From: Jan Kara <jack@suse.cz>
To: "Darrick J. Wong" <djwong@kernel.org>
Cc: mcgrof@kernel.org, jack@suse.cz, hch@infradead.org,
ruansy.fnst@fujitsu.com, Christoph Hellwig <hch@lst.de>,
linux-xfs@vger.kernel.org, linux-fsdevel@vger.kernel.org
Subject: Re: [PATCH 1/3] fs: distinguish between user initiated freeze and kernel initiated freeze
Date: Fri, 16 Jun 2023 15:18:10 +0200 [thread overview]
Message-ID: <20230616131810.b2dj3vsrugee2dfb@quack3> (raw)

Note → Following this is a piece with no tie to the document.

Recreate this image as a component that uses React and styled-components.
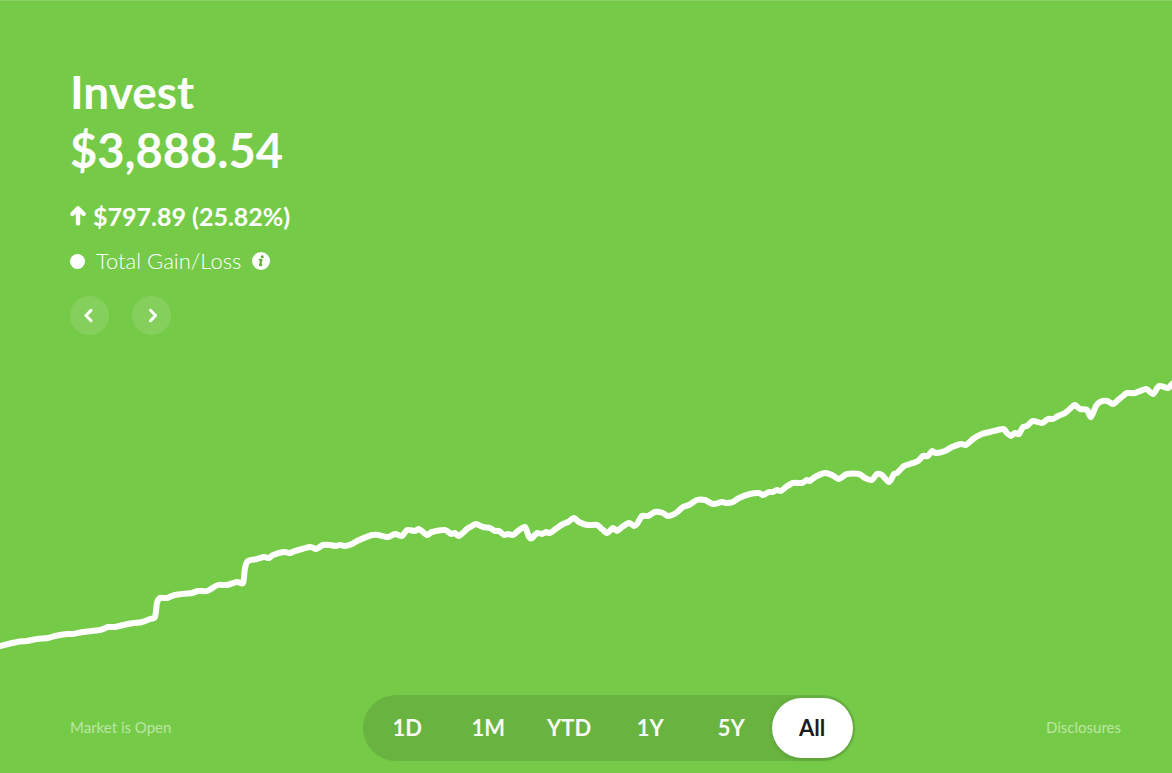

In-Reply-To: <168688011268.860947.290191757543068705.stgit@frogsfrogsfrogs>
On Thu 15-06-23 18:48:32, Darrick J. Wong wrote:
> From: Darrick J. Wong <djwong@kernel.org>
>
> Userspace can freeze a filesystem using the FIFREEZE ioctl or by
> suspending the block device; this state persists until userspace thaws
> the filesystem with the FITHAW ioctl or resuming the block device.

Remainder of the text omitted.